--- DESCRIPTION OF THE TASK ---
Leave out the pictures and repeat the rest of the material exactly.

+ + + +

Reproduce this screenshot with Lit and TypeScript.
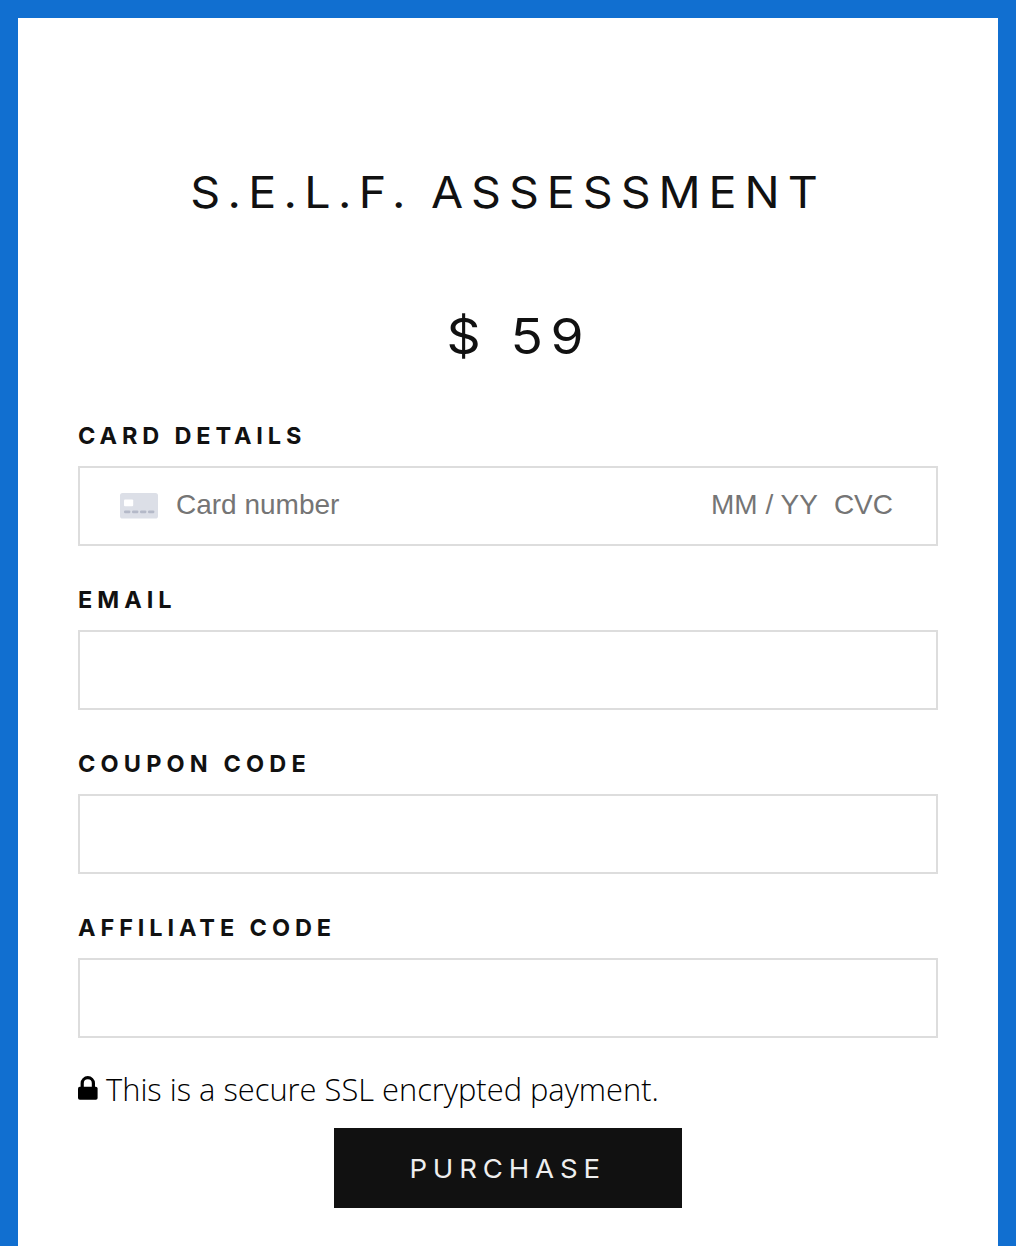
import { LitElement, html, css, svg } from "lit";
import { customElement } from "lit/decorators.js";
import { styleMap } from "lit/directives/style-map.js";

const cardIcon = html`<svg class="card-icon" width="38" height="26" viewBox="0 0 38 26" aria-hidden="true">
  <rect width="38" height="25.5" rx="2.6" fill="#dcdfe7" />
  <rect x="4" y="6.5" width="9.2" height="6.7" rx="1" fill="#fff" />
  ${[4, 12, 20, 28].map((x) => svg`<rect x=${x} y="17.4" width="6.4" height="2.8" rx="1.2" fill="#b4b9c8" />`)}
</svg>`;

const lockIcon = html`<svg class="lock-icon" width="20" height="24" viewBox="0 0 20 24" aria-hidden="true">
  <path d="M4.2 12V7.3a5.6 5.6 0 0 1 11.2 0V12" fill="none" stroke="#000" stroke-width="3.2" />
  <rect x="0" y="10.8" width="19.6" height="13" rx="1.8" fill="#000" />
</svg>`;

@customElement("app-root")
export class AppRoot extends LitElement {
  static styles = css`
    :host {
      display: block;
      height: 1246px;
      overflow: hidden;
      background: #116fd0;
      color: #111;
      font-family: Inter, "Liberation Sans", sans-serif;
    }
    .page {
      box-sizing: border-box;
      height: 1228px;
      margin: 18px 18px 0;
      padding: 144px 60px 0;
      background: #fff;
      display: flex;
      flex-direction: column;
    }
    .title, .price {
      margin: 0;
      font-weight: 400;
      text-align: center;
      white-space: nowrap;
    }
    .title {
      font-size: 44px;
      line-height: 60px;
      letter-spacing: 6.9px;
      word-spacing: -2.2px;
      transform: scaleX(1.06);
    }
    .wide { letter-spacing: 7.5px; }
    .price {
      margin-top: 83px;
      padding-left: 20px;
      font-size: 49px;
      line-height: 64px;
      letter-spacing: 7px;
      word-spacing: -0.5px;
      transform: scaleX(1.09);
    }
    .fields { margin-top: 49px; display: flex; flex-direction: column; gap: 36px; }
    .field { display: flex; flex-direction: column; }
    .label {
      height: 36px;
      margin-bottom: 12px;
      line-height: 36px;
      font-size: 23.5px;
      font-weight: 700;
      white-space: nowrap;
    }
    .box {
      box-sizing: border-box;
      height: 80px;
      border: 2px solid #ddd;
      padding: 0 43px 0 40px;
      display: flex;
      align-items: center;
      color: #757575;
      font: 28px/36px "Liberation Sans", Arial, sans-serif;
      white-space: pre;
    }
    .box span { margin-bottom: 3px; }
    .card-icon { margin-right: 18px; }
    .spacer { flex: 1; }
    .box .cvc { margin-left: 16px; }
    .secure {
      margin-top: 29px;
      height: 42px;
      display: flex;
      align-items: center;
      color: #000;
      font: 300 30.85px/42px "Open Sans", sans-serif;
      white-space: nowrap;
    }
    .secure span { margin-top: 2px; }
    .lock-icon { margin-right: 8px; }
    .buy {
      align-self: center;
      margin-top: 19px;
      width: 348px;
      height: 80px;
      padding: 2px 0 0;
      border: 0;
      background: #111;
      color: #eee;
      font: 400 26px/78px Inter, sans-serif;
      letter-spacing: 5.5px;
    }
    .buy span { display: inline-block; transform: scaleX(1.06); }
  `;

  private field(label: string, tracking: number, content: unknown = "") {
    return html`<div class="field"><div class="label" style=${styleMap({ letterSpacing: `${tracking}px` })}>${label}</div><div class="box">${content}</div></div>`;
  }

  render() {
    return html`<main class="page">
      <h1 class="title">S.E.L.F. <span class="wide">ASSESSMENT</span></h1>
      <p class="price">$ 59</p>
      <div class="fields">
        ${this.field("CARD DETAILS", 4.85, html`${cardIcon}<span>Card number</span><span class="spacer"></span><span>MM / YY</span><span class="cvc">CVC</span>`)}
        ${this.field("EMAIL", 5)}
        ${this.field("COUPON CODE", 5.15)}
        ${this.field("AFFILIATE CODE", 4.9)}
      </div>
      <div class="secure">${lockIcon}<span>This is a secure SSL encrypted payment.</span></div>
      <button class="buy"><span>PURCHASE</span></button>
    </main>`;
  }
}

+ + + +

--- RESPONSE TO THE EXERCISE ---
Reproduce this screenshot with Lit and TypeScript.
import { LitElement, html, css, svg } from "lit";
import { customElement } from "lit/decorators.js";
import { styleMap } from "lit/directives/style-map.js";

const cardIcon = html`<svg class="card-icon" width="38" height="26" viewBox="0 0 38 26" aria-hidden="true">
  <rect width="38" height="25.5" rx="2.6" fill="#dcdfe7" />
  <rect x="4" y="6.5" width="9.2" height="6.7" rx="1" fill="#fff" />
  ${[4, 12, 20, 28].map((x) => svg`<rect x=${x} y="17.4" width="6.4" height="2.8" rx="1.2" fill="#b4b9c8" />`)}
</svg>`;

const lockIcon = html`<svg class="lock-icon" width="20" height="24" viewBox="0 0 20 24" aria-hidden="true">
  <path d="M4.2 12V7.3a5.6 5.6 0 0 1 11.2 0V12" fill="none" stroke="#000" stroke-width="3.2" />
  <rect x="0" y="10.8" width="19.6" height="13" rx="1.8" fill="#000" />
</svg>`;

@customElement("app-root")
export class AppRoot extends LitElement {
  static styles = css`
    :host {
      display: block;
      height: 1246px;
      overflow: hidden;
      background: #116fd0;
      color: #111;
      font-family: Inter, "Liberation Sans", sans-serif;
    }
    .page {
      box-sizing: border-box;
      height: 1228px;
      margin: 18px 18px 0;
      padding: 144px 60px 0;
      background: #fff;
      display: flex;
      flex-direction: column;
    }
    .title, .price {
      margin: 0;
      font-weight: 400;
      text-align: center;
      white-space: nowrap;
    }
    .title {
      font-size: 44px;
      line-height: 60px;
      letter-spacing: 6.9px;
      word-spacing: -2.2px;
      transform: scaleX(1.06);
    }
    .wide { letter-spacing: 7.5px; }
    .price {
      margin-top: 83px;
      padding-left: 20px;
      font-size: 49px;
      line-height: 64px;
      letter-spacing: 7px;
      word-spacing: -0.5px;
      transform: scaleX(1.09);
    }
    .fields { margin-top: 49px; display: flex; flex-direction: column; gap: 36px; }
    .field { display: flex; flex-direction: column; }
    .label {
      height: 36px;
      margin-bottom: 12px;
      line-height: 36px;
      font-size: 23.5px;
      font-weight: 700;
      white-space: nowrap;
    }
    .box {
      box-sizing: border-box;
      height: 80px;
      border: 2px solid #ddd;
      padding: 0 43px 0 40px;
      display: flex;
      align-items: center;
      color: #757575;
      font: 28px/36px "Liberation Sans", Arial, sans-serif;
      white-space: pre;
    }
    .box span { margin-bottom: 3px; }
    .card-icon { margin-right: 18px; }
    .spacer { flex: 1; }
    .box .cvc { margin-left: 16px; }
    .secure {
      margin-top: 29px;
      height: 42px;
      display: flex;
      align-items: center;
      color: #000;
      font: 300 30.85px/42px "Open Sans", sans-serif;
      white-space: nowrap;
    }
    .secure span { margin-top: 2px; }
    .lock-icon { margin-right: 8px; }
    .buy {
      align-self: center;
      margin-top: 19px;
      width: 348px;
      height: 80px;
      padding: 2px 0 0;
      border: 0;
      background: #111;
      color: #eee;
      font: 400 26px/78px Inter, sans-serif;
      letter-spacing: 5.5px;
    }
    .buy span { display: inline-block; transform: scaleX(1.06); }
  `;

  private field(label: string, tracking: number, content: unknown = "") {
    return html`<div class="field"><div class="label" style=${styleMap({ letterSpacing: `${tracking}px` })}>${label}</div><div class="box">${content}</div></div>`;
  }

  render() {
    return html`<main class="page">
      <h1 class="title">S.E.L.F. <span class="wide">ASSESSMENT</span></h1>
      <p class="price">$ 59</p>
      <div class="fields">
        ${this.field("CARD DETAILS", 4.85, html`${cardIcon}<span>Card number</span><span class="spacer"></span><span>MM / YY</span><span class="cvc">CVC</span>`)}
        ${this.field("EMAIL", 5)}
        ${this.field("COUPON CODE", 5.15)}
        ${this.field("AFFILIATE CODE", 4.9)}
      </div>
      <div class="secure">${lockIcon}<span>This is a secure SSL encrypted payment.</span></div>
      <button class="buy"><span>PURCHASE</span></button>
    </main>`;
  }
}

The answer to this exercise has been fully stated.